Leone sat at a drafting table and laughed off the brusque stranger’s texts and apologized, saying she was a bit tired and didn’t even notice her mistake. Despite the initial blunder, Leone was eager to talk about “this very big moment we’re approaching,” while Parsons students went about their cutting, printing and pressing of paper.

“I felt like I would be an appropriate person to give closing remarks because I understood a lot of different aspects of why people love this school,” Leone  said. “Over the years I’ve really collected reasons from different people for why they came here.”

Reasons like “not focusing on assigning numerical values to students based on the GPA that they have. Or the number of things that they’re involved with or how many awards that they’ve gotten it’s more asking student to produce different things or solve different problems creatively.”

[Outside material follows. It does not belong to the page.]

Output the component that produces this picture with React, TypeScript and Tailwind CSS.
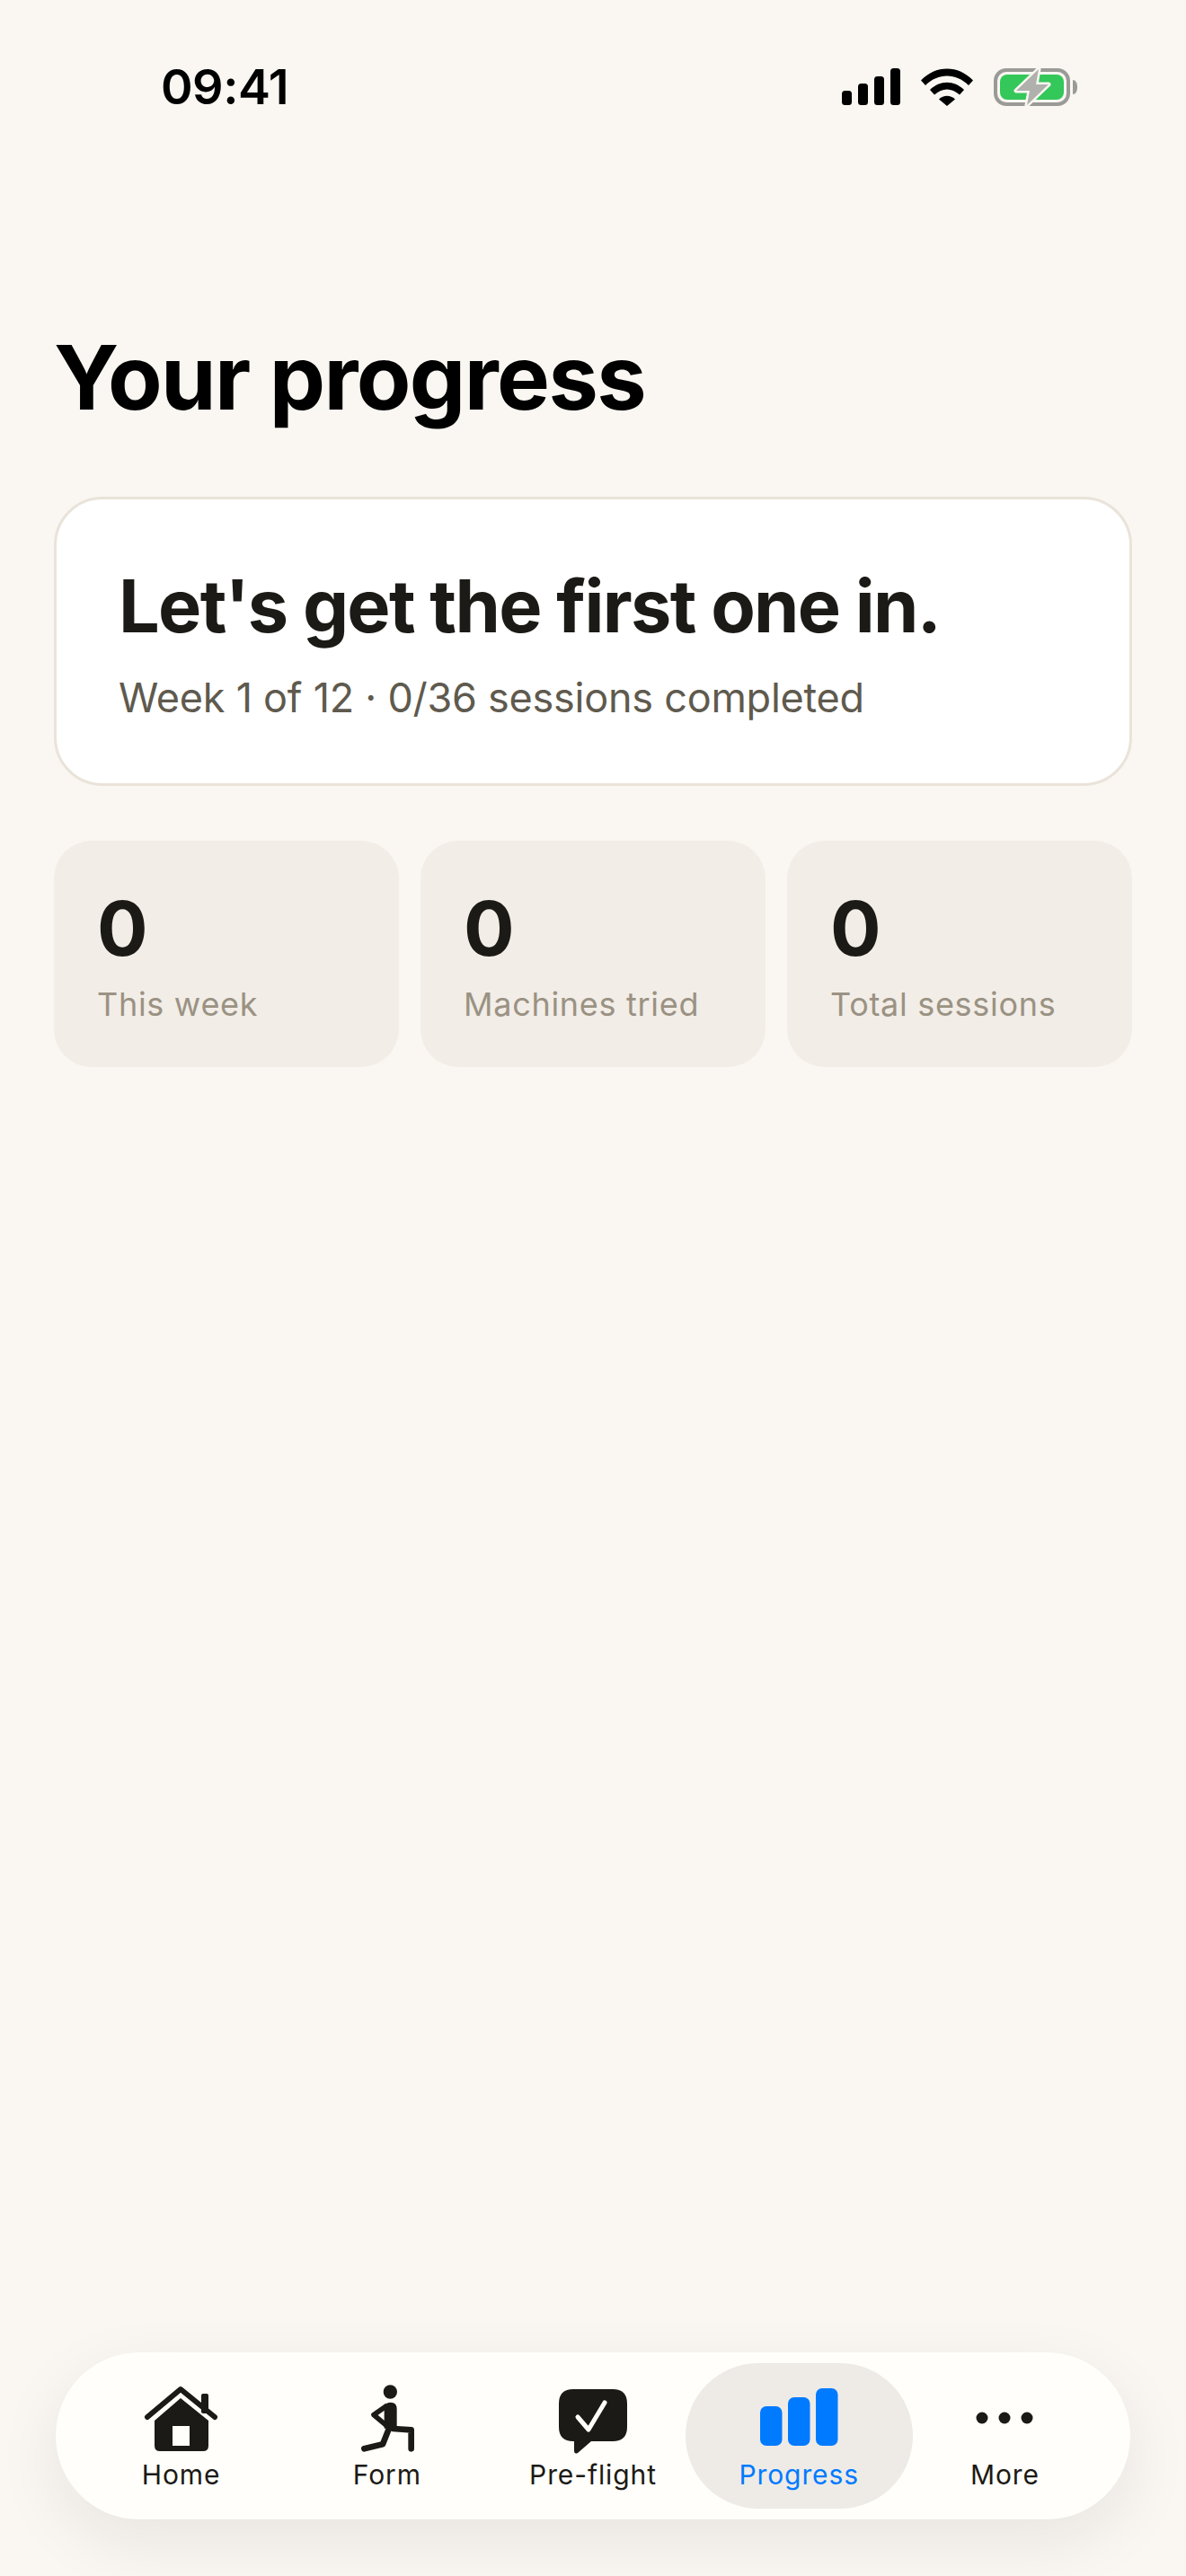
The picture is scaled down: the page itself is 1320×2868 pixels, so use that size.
const tabs = ["Home", "Form", "Pre-flight", "Progress", "More"];

const stats = [
  { value: "0", label: "This week" },
  { value: "0", label: "Machines tried" },
  { value: "0", label: "Total sessions" },
];

function StatusIcons() {
  return (
    <div className="flex items-center">
      {/* signal */}
      <svg width="65" height="42" viewBox="0 0 65 42" className="mr-[23px]">
        <rect x="0" y="25" width="11" height="16" rx="3.5" fill="#000" />
        <rect x="18" y="17" width="11" height="24" rx="3.5" fill="#000" />
        <rect x="36" y="9" width="11" height="32" rx="3.5" fill="#000" />
        <rect x="54" y="0" width="11" height="41" rx="3.5" fill="#000" />
      </svg>
      {/* wifi */}
      <svg width="58" height="42" viewBox="0 0 58 42" className="mr-[23px]">
        <path d="M0 13.5 C16 -4 42 -4 58 13.5 L53 19 C39 5 19 5 5 19 Z" fill="#000" />
        <path d="M10 24 C21 13 37 13 48 24 L43 29.5 C34 21.5 24 21.5 15 29.5 Z" fill="#000" />
        <path d="M20 34.5 C25 29.5 33 29.5 38 34.5 L29 42 Z" fill="#000" />
      </svg>
      {/* battery charging */}
      <svg width="93" height="44" viewBox="0 0 93 44">
        <rect x="2" y="3" width="81" height="38" rx="12" fill="none" stroke="#9a9a97" strokeWidth="4" />
        <rect x="7" y="8" width="71" height="28" rx="8" fill="#34c759" />
        <path d="M88 14 C91 14 93 17 93 22 C93 27 91 30 88 30 Z" fill="#9a9a97" />
        <path
          d="M50 2 L25 26 L40 26 L37 42 L61 19 L47 19 Z"
          fill="#b0b0ac"
          stroke="#faf7f2"
          strokeWidth="5"
          strokeLinejoin="round"
          paintOrder="stroke"
        />
      </svg>
    </div>
  );
}

function TabIcon({ name }: { name: string }) {
  if (name === "Home") {
    return (
      <svg width="86" height="78" viewBox="0 0 86 78" fill="#1c1a16">
        <rect x="65" y="11" width="8" height="22" rx="2" />
        <path
          d="M5 37 L42 6 L80 37"
          fill="none"
          stroke="#1c1a16"
          strokeWidth="6"
          strokeLinecap="round"
          strokeLinejoin="round"
        />
        <path d="M42 16 L73 41 L73 69 Q73 75 67 75 L19 75 Q13 75 13 69 L13 41 Z" />
        <rect x="33" y="47" width="19" height="22" fill="#fffefa" />
      </svg>
    );
  }
  if (name === "Form") {
    return (
      <svg width="70" height="80" viewBox="790 60 210 240" fill="#1c1a16">
        <circle cx="905" cy="93" r="23" />
        <path d="M885 150 Q885 128 906 128 Q927 128 927 150 L927 215 L885 215 Z" />
        <path
          d="M895 138 L850 170 L892 205"
          fill="none"
          stroke="#1c1a16"
          strokeWidth="17"
          strokeLinejoin="round"
        />
        <path
          d="M915 216 L975 220 L975 283"
          fill="none"
          stroke="#1c1a16"
          strokeWidth="20"
          strokeLinecap="round"
          strokeLinejoin="round"
        />
        <path
          d="M905 205 L880 268 L818 283"
          fill="none"
          stroke="#1c1a16"
          strokeWidth="20"
          strokeLinecap="round"
          strokeLinejoin="round"
        />
      </svg>
    );
  }
  if (name === "Pre-flight") {
    return (
      <svg width="76" height="72" viewBox="0 0 76 72">
        <path
          d="M16 0 L60 0 Q76 0 76 16 L76 42 Q76 58 60 58 L36 58 L21 71 Q17 73 17 68 L17 58 L16 58 Q0 58 0 42 L0 16 Q0 0 16 0 Z"
          fill="#1c1a16"
        />
        <path
          d="M21 31 L33 45 L51 15"
          fill="none"
          stroke="#fffefa"
          strokeWidth="5"
          strokeLinecap="round"
          strokeLinejoin="round"
        />
      </svg>
    );
  }
  if (name === "Progress") {
    return (
      <svg width="87" height="64" viewBox="0 0 87 64" fill="#007aff">
        <rect x="0" y="20" width="24.5" height="44" rx="7" />
        <rect x="31" y="10" width="24.5" height="54" rx="7" />
        <rect x="62" y="0" width="24.5" height="64" rx="7" />
      </svg>
    );
  }
  return (
    <svg width="64" height="14" viewBox="0 0 64 14" fill="#1c1a16">
      <circle cx="7" cy="7" r="6.5" />
      <circle cx="32" cy="7" r="6.5" />
      <circle cx="57" cy="7" r="6.5" />
    </svg>
  );
}

export default function App() {
  return (
    <div
      className="flex h-[2868px] w-[1320px] flex-col bg-[#faf7f2]"
      style={{ fontFamily: "Inter, sans-serif" }}
    >
      {/* status bar */}
      <div className="flex h-[162px] items-start justify-between pl-[179px] pr-[121px] pt-[64px]">
        <span className="text-[54px] font-semibold leading-[66px] tracking-[-0.5px] text-black">09:41</span>
        <div className="pt-[11px]">
          <StatusIcons />
        </div>
      </div>

      <div className="flex flex-1 flex-col px-[60px]">
        <h1 className="mt-[199px] text-[99px] font-bold leading-[118px] tracking-[-1.6px] text-black">
          Your progress
        </h1>

        <div className="mt-[74px] flex h-[322px] flex-col rounded-[54px] border-[3px] border-[#e9e3d9] bg-white pl-[69px] pt-[73px]">
          <h2 className="text-[81px] font-bold leading-[92px] tracking-[-1.7px] text-[#1c1a16]">
            Let's get the first one in.
          </h2>
          <p className="mt-[29px] text-[45px] leading-[54px] tracking-[-0.25px] text-[#5f5a4e]">
            Week 1 of 12 · 0/36 sessions completed
          </p>
        </div>

        <div className="mt-[61px] grid grid-cols-3 gap-[24px]">
          {stats.map((stat) => (
            <div key={stat.label} className="h-[252px] rounded-[42px] bg-[#f2ede7] pl-[48px] pt-[48px]">
              <div className="text-[84px] font-bold leading-[100px] text-[#1c1a16]">{stat.value}</div>
              <div className="mt-[12px] text-[36px] leading-[44px] tracking-[0.7px] text-[#9a9283]">{stat.label}</div>
            </div>
          ))}
        </div>
      </div>

      {/* tab bar */}
      <div className="mx-[62px] mb-[63px] flex h-[186px] rounded-full bg-[#fffefa] px-[25px] shadow-[0_24px_72px_rgba(28,26,22,0.08)]">
        {tabs.map((tab) => (
          <div key={tab} className="relative flex flex-1 flex-col items-center">
            {tab === "Progress" && (
              <div className="absolute inset-y-[12px] -inset-x-[12px] rounded-full bg-[#eeebe6]" />
            )}
            <div className="relative flex h-[110px] items-end justify-center">
              <div className={tab === "More" ? "mb-[30px]" : tab === "Progress" ? "mb-[6px]" : "mb-[-3px]"}>
                <TabIcon name={tab} />
              </div>
            </div>
            <span
              className={
                tab === "Progress"
                  ? "relative mt-[8px] text-[30px] font-normal leading-[36px] tracking-[0.9px] text-[#007aff]"
                  : "relative mt-[8px] text-[30px] font-normal leading-[36px] tracking-[0.9px] text-[#1c1a16]"
              }
            >
              {tab}
            </span>
          </div>
        ))}
      </div>
    </div>
  );
}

Leone began her freshman year in 2010 (enrolling in Parsons as well in 2011) quickly set about becoming the ultimate New Schooler by throwing herself into nearly every aspect of campus life. She gave campus tours at the Welcome Center, designed issues of the New School Free Press, and served as an academic fellow even finding the time to join the Village Voice as intern on the side.

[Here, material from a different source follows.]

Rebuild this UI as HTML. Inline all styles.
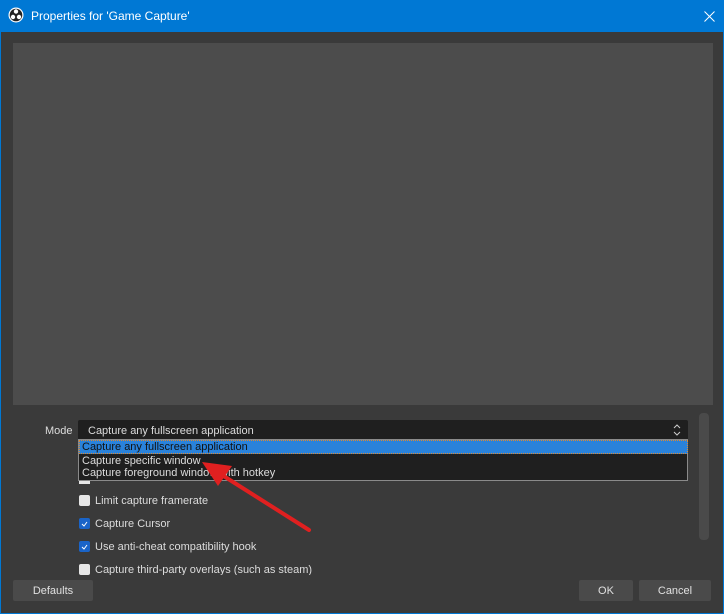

Stephanie is more than ready to step up to the podium. “I feel like I have been writing this speech for a long time- for many years in my head,” Leone said.

As much preparation as she’s had, the actual writing of her speech will have to wait for the completion of her two theses, whose classes meet at the same time. The first is a collection of short stories for her major in fiction writing at Lang and the other is an artist’s book complete with prints and poems for a communication design major with Parsons.

Although Leone’s dual degree has allowed her to make friends across the university’s divisions they do make keeping track of things difficult.

“I feel the speech and what I’m writing in my Lang thesis, I find them all blending together,” she said.

“They’re just becoming a Stephanie sob story,” she added.

If a dual degree wasn’t enough, Leone runs all the social media outlets (meaning Instagram, Facebook and Twitter) for Lang and has recently started a 13-month design apprenticeship for the nonprofit publishing house Ugly Duckling Presse. In her own words Leone said, “I can never be one thing,” and this may be true from all the volunteering, jobs, majors and even minors (poetry and illustration) she juggles without even noticing.

All this juggling comes to an end with graduation. Like many seniors graduating at the end of the semester, Leone’s been asked, “What’s next?”

“What’s next is pondering what’s next,” she said, before adding , “To become a human being again. I feel like I haven’t really been a human being this whole year. I’ve just been thesis, thesis, thesis.”

After this,“very large ending point,” Leone will move on to Greenpoint, leaving behind her East Village home of the past five years. “The only thing I want to be seeing for the next four months is the sun literally making me a crisp tan bitch, my Netflix screen and Thomas Pynchon’s “Gravity’s Rainbow,” she said.

But she won’t rest for long, she said.  She has job interviews lined up as well as the rest of her year-long apprenticeship.

“I want to see what my degrees are worth in the world,” she said, “I should be marketable to survive in this city.”

Leone is sad to leave The New School, particularly Lang.

“I’m very sentimental about Lang. I feel like the Lang grandma,” she said.

“It’s so hard to talk about loving something. It’s especially hard to talk about loving The New School,” Leone said, “It’s either the most uncool thing to be in love with, or it sounds incredibly sappy and cliche to say, ‘I love the New School.’”

Leone’s ready to graduate, but said returning to the university to teach would be a “dream.”

Right now though, she’s making sure everything’s in place, no mistakes, no typos, and on a Wednesday afternoon, surrounded by busy Parsons students, this means putting the right number into my phone and going on with the rest of her day worry free.

“I really adore everyone here. Each and every day I’m just so overwhelmed by how talented and creative and brave everyone is in all of their work that they do,” she said.

“I hope I don’t cry at the podium, but I can’t promise anything.”